Nationwide has also been hired by various minor lacrosse organizations to do school visits in their catchment as a means to recruit fresh faces into their minor programs. This seems like a win-win and a model that could serve Canadian box lacrosse well into the future. I say this because even at a cost, Nationwide is in the business of lacrosse to grow lacrosse.

Let’s also keep in mind no one is getting rich here. This is still a labour of love and done by professionals, literally. I certainly am not privy to a better idea. This makes a lot of sense and saves associations from taking a year or two to mobilize their own plan. Increased registration comes at a slight cost.
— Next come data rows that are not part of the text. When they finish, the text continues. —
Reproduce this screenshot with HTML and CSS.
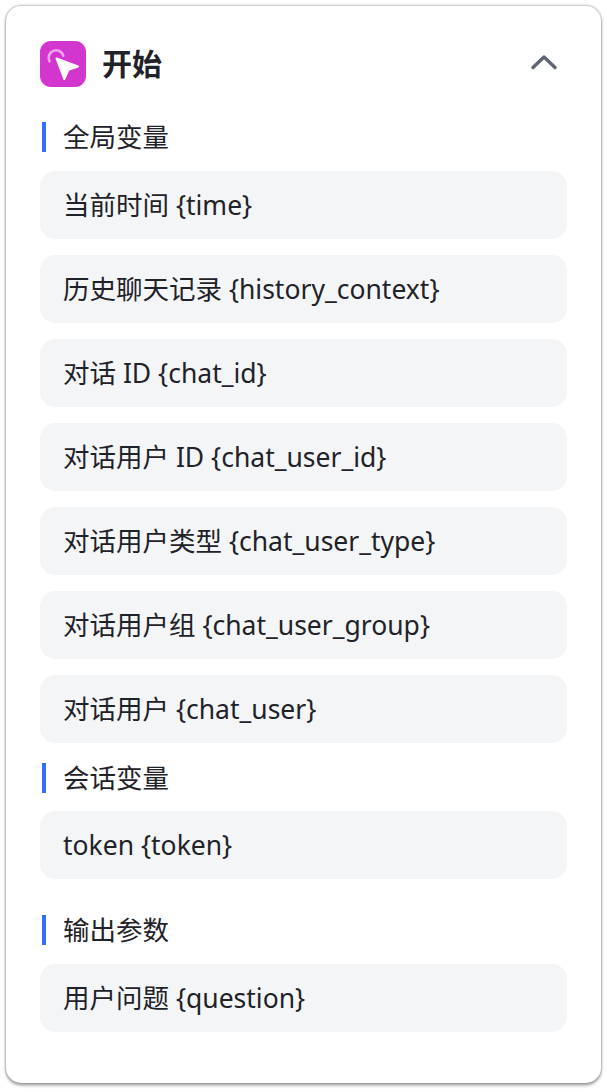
FILE: index.html
```html
<!DOCTYPE html>
<html lang="en">
<head>
  <meta charset="UTF-8" />
  <title>开始</title>
  <link rel="stylesheet" href="styles.css">
</head>
<body>
  <main class="node-card">
    <header class="node-header">
      <div class="node-title">
        <span class="node-icon">
          <svg viewBox="0 0 46 46" width="46" height="46">
            <path d="M9.500 20.300a7.500 7.500 0 1 1 13.800-5.700" fill="none" stroke="#eda6e8" stroke-width="2.600" stroke-linecap="round"/>
            <polygon points="16.500,17.500 38,25.500 28.500,28.800 24.300,38" fill="#fff" stroke="#fff" stroke-width="2" stroke-linejoin="round"/>
          </svg>
        </span>
        <h1>开始</h1>
      </div>
      <svg class="collapse-icon" viewBox="0 0 26 16" width="26" height="16">
        <path d="M2 13.500 13 3l11 10.500" fill="none" stroke="#5f6673" stroke-width="3.400" stroke-linecap="round" stroke-linejoin="round"/>
      </svg>
    </header>

    <h2 class="section-label">全局变量</h2>
    <ul class="var-list">
      <li>当前时间 {time}</li>
      <li>历史聊天记录 {history_context}</li>
      <li>对话 ID {chat_id}</li>
      <li>对话用户 ID {chat_user_id}</li>
      <li>对话用户类型 {chat_user_type}</li>
      <li>对话用户组 {chat_user_group}</li>
      <li>对话用户 {chat_user}</li>
    </ul>

    <h2 class="section-label section-session">会话变量</h2>
    <ul class="var-list">
      <li>token {token}</li>
    </ul>

    <h2 class="section-label section-output">输出参数</h2>
    <ul class="var-list">
      <li>用户问题 {question}</li>
    </ul>
  </main>
</body>
</html>
```

FILE: styles.css
```css
* {
  margin: 0;
  padding: 0;
  box-sizing: border-box;
}
body {
  font-family: "Noto Sans", "Noto Sans CJK SC", sans-serif;
  background: #fff;
  color: #1f2329;
  padding: 6px;
  height: 1092px;
}
.node-card {
  width: 595px;
  height: 1077px;
  background: #fff;
  border-radius: 15px;
  box-shadow: 0 0 3px rgba(0, 0, 0, 0.5), 0 3px 3px rgba(0, 0, 0, 0.25);
  padding: 34px 34px 0 34px;
}
.node-header {
  display: flex;
  justify-content: space-between;
  align-items: center;
  height: 46px;
  padding-right: 10px;
}
.node-title {
  display: flex;
  align-items: center;
  gap: 16px;
}
.node-icon {
  display: block;
  width: 46px;
  height: 46px;
  margin-top: 1px;
  background: #d335cf;
  border-radius: 11px;
}
.node-icon svg {
  display: block;
}
h1 {
  font-size: 30px;
  font-weight: 700;
  line-height: 46px;
  margin-top: 2px;
}
.collapse-icon {
  margin-top: -2px;
}
.section-label {
  display: flex;
  align-items: center;
  height: 30px;
  margin: 36px 0 19px 2px;
  padding-left: 17px;
  border-left: 4px solid #3370ff;
  font-size: 26.5px;
  font-weight: 400;
  line-height: 30px;
}
.section-session {
  margin-top: 20px;
  margin-bottom: 18px;
}
.section-output {
  margin-top: 36px;
}
.var-list {
  list-style: none;
  display: flex;
  flex-direction: column;
  gap: 16px;
}
.var-list li {
  height: 68px;
  padding: 0 23px;
  background: #f4f5f7;
  border-radius: 15px;
  font-size: 26.5px;
  line-height: 68px;
  white-space: nowrap;
}
```
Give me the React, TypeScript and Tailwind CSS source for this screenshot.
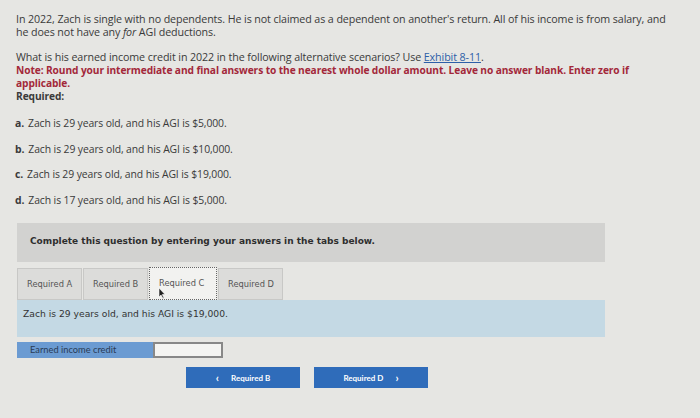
import React from "react";

export default function App() {
  const tabs = ["Required A", "Required B", "Required C", "Required D"];
  return (
    <div className="w-[700px] h-[418px] bg-[#e6e6e3] text-[#3a3a3a] overflow-hidden" style={{ fontFamily: "'Open Sans', Lato, sans-serif" }}>
      <div className="pl-[16px] pr-[26px] pt-[13px] text-[10.7px] leading-[13px] tracking-[-0.1px]">
        <p>
          In 2022, Zach is single with no dependents. He is not claimed as a dependent on another's return. All of his income is from salary, and he does not have any <i>for</i> AGI deductions.
        </p>
        <p className="mt-[11.5px]">
          What is his earned income credit in 2022 in the following alternative scenarios? Use <span className="text-[#2d5fa8] underline">Exhibit 8-11</span>.
        </p>
        <p className="text-[#a3283a] font-bold text-[10.2px]">
          Note: Round your intermediate and final answers to the nearest whole dollar amount. Leave no answer blank. Enter zero if applicable.
        </p>
        <p className="font-bold text-[10.2px]">Required:</p>
        <div className="mt-[13.5px] -ml-[1px] flex flex-col gap-[11.5px] text-[10.4px] leading-[14px]">
          <div><b className="mr-[4px]">a.</b>Zach is 29 years old, and his AGI is $5,000.</div>
          <div><b className="mr-[4px]">b.</b>Zach is 29 years old, and his AGI is $10,000.</div>
          <div><b className="mr-[4px]">c.</b>Zach is 29 years old, and his AGI is $19,000.</div>
          <div><b className="mr-[4px]">d.</b>Zach is 17 years old, and his AGI is $5,000.</div>
        </div>
      </div>

      <div className="ml-[17px] w-[588px] mt-[16.5px]" style={{ fontFamily: "'DejaVu Sans', Verdana, sans-serif" }}>
        <div className="bg-[#d2d2d0] h-[39px] pt-[12px] pl-[13px] text-[9px] leading-[12px] font-bold text-[#2e2e2e]">
          Complete this question by entering your answers in the tabs below.
        </div>
        <div className="flex mt-[5px] h-[33px] items-end">
          {tabs.map((t, i) => (
            <div
              key={t}
              className={
                i === 2
                  ? "h-[33px] w-[68px] pl-[9px] flex items-center text-[8.3px] text-[#555] bg-[#f2f2f0] border border-dotted border-[#666] relative mr-[1px]"
                  : "h-[32px] w-[65px] pl-[9px] flex items-center text-[8.3px] text-[#555] bg-[#dcdcda] border border-[#c8c8c6] mr-[1px]"
              }
            >
              {t}
              {i === 2 && (
                <svg className="absolute left-[8px] top-[20px]" width="8" height="11" viewBox="0 0 8 11">
                  <path d="M1 0 L1 9 L3 7 L5 10.5 L6 10 L4.3 6.5 L7 6.5 Z" fill="#222" stroke="#fff" strokeWidth="0.6" />
                </svg>
              )}
            </div>
          ))}
        </div>
        <div className="bg-[#c4d9e4] h-[37px] pl-[6px] pt-[7px] text-[9.2px] text-[#333]">
          Zach is 29 years old, and his AGI is $19,000.
        </div>
        <div className="flex mt-[5px] h-[16px]">
          <div className="w-[136px] bg-[#6b9bd2] text-[#2a3b55] text-[9.3px] flex items-center pl-[13px]" style={{ fontFamily: "Lato, sans-serif" }}>
            Earned income credit
          </div>
          <div className="w-[70px] h-[16px] bg-[#f4f4f2] border-2 border-[#888]" />
        </div>
        <div className="flex ml-[169px] mt-[9px] gap-[14px]" style={{ fontFamily: "Lato, sans-serif" }}>
          <div className="w-[114px] h-[21px] bg-[#2f6cba] text-white text-[8px] font-bold flex items-center justify-center gap-[12px]">
            <span className="text-[11px] leading-none">&lsaquo;</span>
            <span>Required B</span>
          </div>
          <div className="w-[114px] h-[21px] bg-[#2f6cba] text-white text-[8px] font-bold flex items-center justify-center gap-[12px]">
            <span>Required D</span>
            <span className="text-[11px] leading-none">&rsaquo;</span>
          </div>
        </div>
      </div>
    </div>
  );
}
Some smaller organizations like the Delta Minor Lacrosse association in Vancouver do a great job of being organized with the elementary schools within their reach. Delta has had a gym program for years that is executed by members and coaches from their association. Talking to President Darcy Phillips, I was told that these school visits are organized to be a two-visit program with fall visit and a spring visit to help with box registration. Each school will get two visits per class, per year, where gym class is lacrosse.

The registration in Delta has stayed level and is bucking the Vancouver mainland trend of 15% attrition. It’s great to see Delta proactively trying to sustain its organization and it’s a model every association could get behind.

The time is now for considerations around registration for the coming season.

One more installment of this article will be to visit what is working and viewing the mindset of accepting change to get out of our own way. The hard facts are the sport is broken and needs to be fixed. No one can deny the feedback we have been given.